## START INFORMATION PROVIDED

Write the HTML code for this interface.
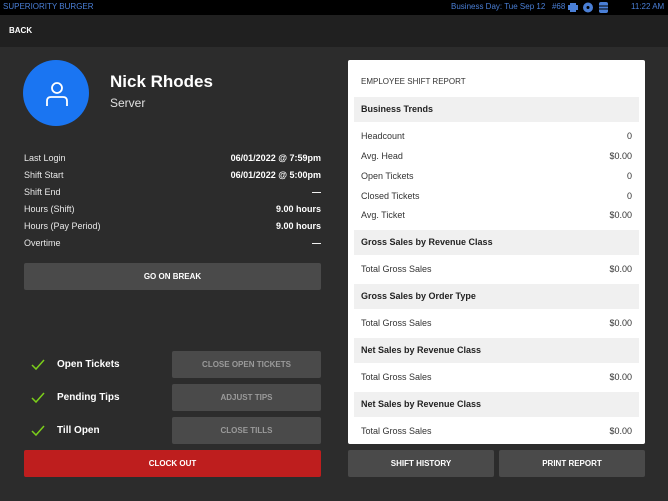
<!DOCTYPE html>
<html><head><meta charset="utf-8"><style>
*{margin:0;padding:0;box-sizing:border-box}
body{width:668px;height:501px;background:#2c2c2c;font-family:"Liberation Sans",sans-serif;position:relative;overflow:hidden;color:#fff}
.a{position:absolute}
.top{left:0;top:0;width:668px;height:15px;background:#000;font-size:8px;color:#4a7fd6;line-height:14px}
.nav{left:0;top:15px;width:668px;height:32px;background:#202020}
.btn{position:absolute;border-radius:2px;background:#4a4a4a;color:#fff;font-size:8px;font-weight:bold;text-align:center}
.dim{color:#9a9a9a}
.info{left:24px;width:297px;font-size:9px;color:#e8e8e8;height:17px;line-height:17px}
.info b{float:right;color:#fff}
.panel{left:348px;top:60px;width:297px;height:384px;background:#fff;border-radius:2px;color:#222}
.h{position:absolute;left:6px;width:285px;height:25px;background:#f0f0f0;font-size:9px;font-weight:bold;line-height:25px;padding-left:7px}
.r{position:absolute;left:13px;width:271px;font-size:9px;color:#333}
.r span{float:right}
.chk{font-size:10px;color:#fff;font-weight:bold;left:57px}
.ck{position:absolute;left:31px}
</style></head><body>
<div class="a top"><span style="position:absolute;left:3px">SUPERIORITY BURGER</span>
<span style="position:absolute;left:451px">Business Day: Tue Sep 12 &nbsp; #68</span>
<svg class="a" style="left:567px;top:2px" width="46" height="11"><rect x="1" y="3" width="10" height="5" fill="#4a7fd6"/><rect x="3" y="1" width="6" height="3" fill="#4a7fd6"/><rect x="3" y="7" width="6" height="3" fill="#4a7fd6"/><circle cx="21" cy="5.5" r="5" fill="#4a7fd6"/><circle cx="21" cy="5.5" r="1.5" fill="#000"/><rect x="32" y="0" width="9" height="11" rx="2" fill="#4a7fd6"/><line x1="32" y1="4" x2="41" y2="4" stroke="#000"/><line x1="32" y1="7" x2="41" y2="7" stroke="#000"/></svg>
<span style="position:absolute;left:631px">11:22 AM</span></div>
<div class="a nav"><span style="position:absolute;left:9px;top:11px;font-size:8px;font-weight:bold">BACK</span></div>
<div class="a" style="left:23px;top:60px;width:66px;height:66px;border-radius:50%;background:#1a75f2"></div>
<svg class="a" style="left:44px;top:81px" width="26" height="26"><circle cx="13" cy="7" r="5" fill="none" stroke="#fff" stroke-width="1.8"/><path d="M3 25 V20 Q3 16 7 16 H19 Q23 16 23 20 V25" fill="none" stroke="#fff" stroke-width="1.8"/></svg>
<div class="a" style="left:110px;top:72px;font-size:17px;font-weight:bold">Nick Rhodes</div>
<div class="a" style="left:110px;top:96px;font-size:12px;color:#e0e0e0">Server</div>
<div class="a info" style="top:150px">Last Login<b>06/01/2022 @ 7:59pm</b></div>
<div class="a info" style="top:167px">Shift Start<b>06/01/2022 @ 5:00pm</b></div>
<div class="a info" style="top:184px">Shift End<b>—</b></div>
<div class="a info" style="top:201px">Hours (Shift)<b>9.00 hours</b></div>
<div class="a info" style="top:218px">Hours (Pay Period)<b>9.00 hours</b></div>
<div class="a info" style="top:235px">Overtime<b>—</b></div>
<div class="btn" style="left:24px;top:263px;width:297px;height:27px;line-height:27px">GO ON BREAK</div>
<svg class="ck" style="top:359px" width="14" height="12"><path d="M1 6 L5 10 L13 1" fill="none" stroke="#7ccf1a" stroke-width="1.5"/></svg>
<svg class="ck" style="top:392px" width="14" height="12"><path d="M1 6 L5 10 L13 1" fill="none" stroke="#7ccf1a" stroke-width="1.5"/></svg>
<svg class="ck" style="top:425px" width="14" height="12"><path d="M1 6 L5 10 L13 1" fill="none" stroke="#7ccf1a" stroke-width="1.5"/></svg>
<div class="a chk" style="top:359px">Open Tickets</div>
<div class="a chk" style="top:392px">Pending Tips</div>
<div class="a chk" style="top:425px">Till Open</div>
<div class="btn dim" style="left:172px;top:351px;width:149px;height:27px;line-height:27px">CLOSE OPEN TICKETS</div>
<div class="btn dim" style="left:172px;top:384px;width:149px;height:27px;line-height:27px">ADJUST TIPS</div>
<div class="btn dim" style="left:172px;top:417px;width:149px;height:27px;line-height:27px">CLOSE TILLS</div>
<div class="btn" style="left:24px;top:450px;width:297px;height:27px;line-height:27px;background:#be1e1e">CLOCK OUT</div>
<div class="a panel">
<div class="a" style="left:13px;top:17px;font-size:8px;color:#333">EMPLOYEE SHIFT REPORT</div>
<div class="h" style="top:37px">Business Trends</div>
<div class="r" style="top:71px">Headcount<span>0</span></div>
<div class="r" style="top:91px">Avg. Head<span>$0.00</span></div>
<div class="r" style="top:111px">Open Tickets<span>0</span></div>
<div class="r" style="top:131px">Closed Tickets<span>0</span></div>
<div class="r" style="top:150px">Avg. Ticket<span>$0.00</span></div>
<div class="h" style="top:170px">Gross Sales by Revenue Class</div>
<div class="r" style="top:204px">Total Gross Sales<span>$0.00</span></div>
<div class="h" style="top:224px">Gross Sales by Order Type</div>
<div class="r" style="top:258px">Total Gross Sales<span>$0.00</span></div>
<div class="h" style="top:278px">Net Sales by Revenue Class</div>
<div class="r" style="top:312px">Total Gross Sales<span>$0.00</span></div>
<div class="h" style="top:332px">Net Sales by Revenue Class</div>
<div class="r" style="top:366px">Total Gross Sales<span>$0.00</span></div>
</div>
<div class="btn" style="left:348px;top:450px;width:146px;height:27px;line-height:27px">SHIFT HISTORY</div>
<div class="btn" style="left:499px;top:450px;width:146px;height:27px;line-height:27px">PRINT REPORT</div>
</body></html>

## END INFORMATION PROVIDED

§ **TASK DIRECTIONS**
Reproduce the full listing faithfully, but do not carry over any pictures.

§ **REPLY TO THE TASK**
Write the HTML code for this interface.
<!DOCTYPE html>
<html><head><meta charset="utf-8"><style>
*{margin:0;padding:0;box-sizing:border-box}
body{width:668px;height:501px;background:#2c2c2c;font-family:"Liberation Sans",sans-serif;position:relative;overflow:hidden;color:#fff}
.a{position:absolute}
.top{left:0;top:0;width:668px;height:15px;background:#000;font-size:8px;color:#4a7fd6;line-height:14px}
.nav{left:0;top:15px;width:668px;height:32px;background:#202020}
.btn{position:absolute;border-radius:2px;background:#4a4a4a;color:#fff;font-size:8px;font-weight:bold;text-align:center}
.dim{color:#9a9a9a}
.info{left:24px;width:297px;font-size:9px;color:#e8e8e8;height:17px;line-height:17px}
.info b{float:right;color:#fff}
.panel{left:348px;top:60px;width:297px;height:384px;background:#fff;border-radius:2px;color:#222}
.h{position:absolute;left:6px;width:285px;height:25px;background:#f0f0f0;font-size:9px;font-weight:bold;line-height:25px;padding-left:7px}
.r{position:absolute;left:13px;width:271px;font-size:9px;color:#333}
.r span{float:right}
.chk{font-size:10px;color:#fff;font-weight:bold;left:57px}
.ck{position:absolute;left:31px}
</style></head><body>
<div class="a top"><span style="position:absolute;left:3px">SUPERIORITY BURGER</span>
<span style="position:absolute;left:451px">Business Day: Tue Sep 12 &nbsp; #68</span>
<svg class="a" style="left:567px;top:2px" width="46" height="11"><rect x="1" y="3" width="10" height="5" fill="#4a7fd6"/><rect x="3" y="1" width="6" height="3" fill="#4a7fd6"/><rect x="3" y="7" width="6" height="3" fill="#4a7fd6"/><circle cx="21" cy="5.5" r="5" fill="#4a7fd6"/><circle cx="21" cy="5.5" r="1.5" fill="#000"/><rect x="32" y="0" width="9" height="11" rx="2" fill="#4a7fd6"/><line x1="32" y1="4" x2="41" y2="4" stroke="#000"/><line x1="32" y1="7" x2="41" y2="7" stroke="#000"/></svg>
<span style="position:absolute;left:631px">11:22 AM</span></div>
<div class="a nav"><span style="position:absolute;left:9px;top:11px;font-size:8px;font-weight:bold">BACK</span></div>
<div class="a" style="left:23px;top:60px;width:66px;height:66px;border-radius:50%;background:#1a75f2"></div>
<svg class="a" style="left:44px;top:81px" width="26" height="26"><circle cx="13" cy="7" r="5" fill="none" stroke="#fff" stroke-width="1.8"/><path d="M3 25 V20 Q3 16 7 16 H19 Q23 16 23 20 V25" fill="none" stroke="#fff" stroke-width="1.8"/></svg>
<div class="a" style="left:110px;top:72px;font-size:17px;font-weight:bold">Nick Rhodes</div>
<div class="a" style="left:110px;top:96px;font-size:12px;color:#e0e0e0">Server</div>
<div class="a info" style="top:150px">Last Login<b>06/01/2022 @ 7:59pm</b></div>
<div class="a info" style="top:167px">Shift Start<b>06/01/2022 @ 5:00pm</b></div>
<div class="a info" style="top:184px">Shift End<b>—</b></div>
<div class="a info" style="top:201px">Hours (Shift)<b>9.00 hours</b></div>
<div class="a info" style="top:218px">Hours (Pay Period)<b>9.00 hours</b></div>
<div class="a info" style="top:235px">Overtime<b>—</b></div>
<div class="btn" style="left:24px;top:263px;width:297px;height:27px;line-height:27px">GO ON BREAK</div>
<svg class="ck" style="top:359px" width="14" height="12"><path d="M1 6 L5 10 L13 1" fill="none" stroke="#7ccf1a" stroke-width="1.5"/></svg>
<svg class="ck" style="top:392px" width="14" height="12"><path d="M1 6 L5 10 L13 1" fill="none" stroke="#7ccf1a" stroke-width="1.5"/></svg>
<svg class="ck" style="top:425px" width="14" height="12"><path d="M1 6 L5 10 L13 1" fill="none" stroke="#7ccf1a" stroke-width="1.5"/></svg>
<div class="a chk" style="top:359px">Open Tickets</div>
<div class="a chk" style="top:392px">Pending Tips</div>
<div class="a chk" style="top:425px">Till Open</div>
<div class="btn dim" style="left:172px;top:351px;width:149px;height:27px;line-height:27px">CLOSE OPEN TICKETS</div>
<div class="btn dim" style="left:172px;top:384px;width:149px;height:27px;line-height:27px">ADJUST TIPS</div>
<div class="btn dim" style="left:172px;top:417px;width:149px;height:27px;line-height:27px">CLOSE TILLS</div>
<div class="btn" style="left:24px;top:450px;width:297px;height:27px;line-height:27px;background:#be1e1e">CLOCK OUT</div>
<div class="a panel">
<div class="a" style="left:13px;top:17px;font-size:8px;color:#333">EMPLOYEE SHIFT REPORT</div>
<div class="h" style="top:37px">Business Trends</div>
<div class="r" style="top:71px">Headcount<span>0</span></div>
<div class="r" style="top:91px">Avg. Head<span>$0.00</span></div>
<div class="r" style="top:111px">Open Tickets<span>0</span></div>
<div class="r" style="top:131px">Closed Tickets<span>0</span></div>
<div class="r" style="top:150px">Avg. Ticket<span>$0.00</span></div>
<div class="h" style="top:170px">Gross Sales by Revenue Class</div>
<div class="r" style="top:204px">Total Gross Sales<span>$0.00</span></div>
<div class="h" style="top:224px">Gross Sales by Order Type</div>
<div class="r" style="top:258px">Total Gross Sales<span>$0.00</span></div>
<div class="h" style="top:278px">Net Sales by Revenue Class</div>
<div class="r" style="top:312px">Total Gross Sales<span>$0.00</span></div>
<div class="h" style="top:332px">Net Sales by Revenue Class</div>
<div class="r" style="top:366px">Total Gross Sales<span>$0.00</span></div>
</div>
<div class="btn" style="left:348px;top:450px;width:146px;height:27px;line-height:27px">SHIFT HISTORY</div>
<div class="btn" style="left:499px;top:450px;width:146px;height:27px;line-height:27px">PRINT REPORT</div>
</body></html>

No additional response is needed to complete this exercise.